El vacío de Dios que deja sentir el ateísmo
formalmente expresado, no es todavía la muerte de Dios. Mas la muerte de Dios
no es su negación. Solo se entiende plenamente el “Dios ha muerto” cuando es el
Dios del amor quien muere, pues solo muere en verdad lo que se ama. Y solo
cuando Dios se hizo Dios del amor pudo morir por y entre los hombres de verdad.
Y Dios no puede morir si no es a manos humanas.
Y es que el hombre
necesita proyectar en lo divino, en una acción absoluta, el fondo oculto de sus
acciones más secretas. La necesidad que exige matar a lo que se ama, y aún más,
lo que se adora, es un afán de poderío con la avidez de absorber lo que oculta
dentro. Se quiere heredar lo que se adora, liberándose al par de ello.
Y así la destrucción de los dioses es una
etapa cumplida en toda religión, que no la muerte de Dios. El hombre se ha
alimentado de la destrucción de sus dioses, de cada uno de ellos gana en su
medio o en su sustancia.
“Dios ha muerto” es la
frase que Nietzsche enuncia y profetiza al par la tragedia de nuestra época.

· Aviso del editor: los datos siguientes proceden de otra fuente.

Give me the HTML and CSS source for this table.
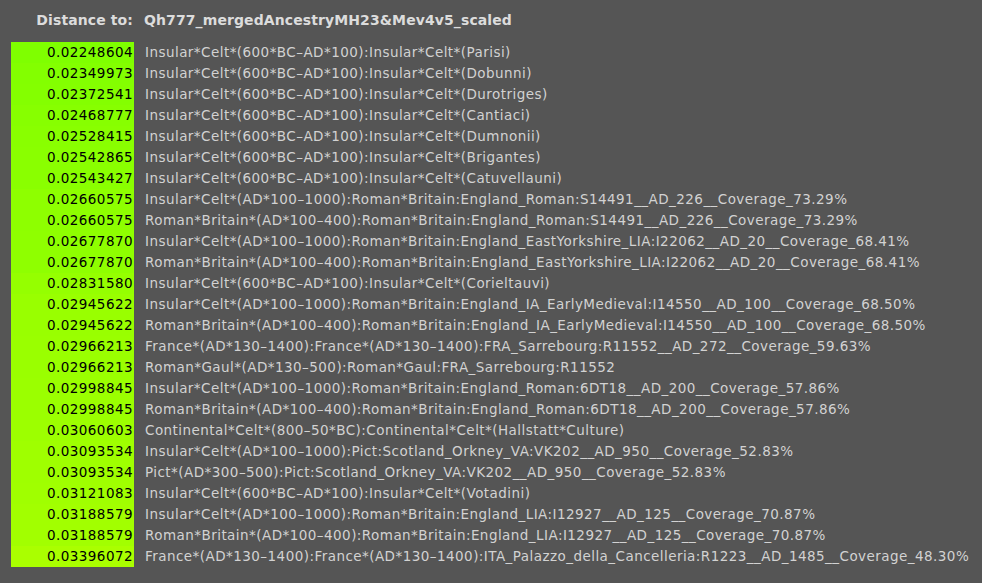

Para sentirlo así, es preciso creer en Él y aún más, amarlo. Pues solo el amor
descubre la muerte; solo por el amor sabemos lo poco que sabemos de ella. Y en
cuanto a Dios, el amor ha sido una fase tardía. Los primeros sentimientos que
señalan la relación del hombre con un Dios revelado son el temor y aun el
espanto.
“Dios ha muerto”, el grito
de Nietzsche no es sino el grito de una conciencia cristiana. Aún para el no
cristiano, este grito tendrá que ser aceptado como un momento límite de la
condición humana.
El crimen contra Dios es el crimen contra el
amor. Quien dice “Dios ha muerto” participa al menos en su muerte, en el
crimen. ¿No lo hará acaso movido por la esperanza de hundirse en Él, de
identificarse abismándose, llevado por esa locura de amor que llega hasta el
crimen cuando ya no se soporta más la diferencia con el amado, el abismo que
aun en los amores entre iguales permanece siempre? Y profiere su grito “Dios ha
muerto” esperando, quizá, absorber a Dios dentro de sí, comulgar en la muerte
de un modo absoluto, que no haya más esa diferencia entre la vida divina y la
nuestra. Desesperación de seguir soportando la inaccesibilidad de lo divino.
Dios puede morir; podemos
matarlo… mas solo en nosotros, haciéndolo descender a nuestro infierno, a esas
entrañas donde el amor germina; donde toda destrucción se vuelve en ansia de
creación. Donde el amor padece la necesidad de engendrar y toda la sustancia
acumulada se convierte en semilla. Nuestro infierno creador.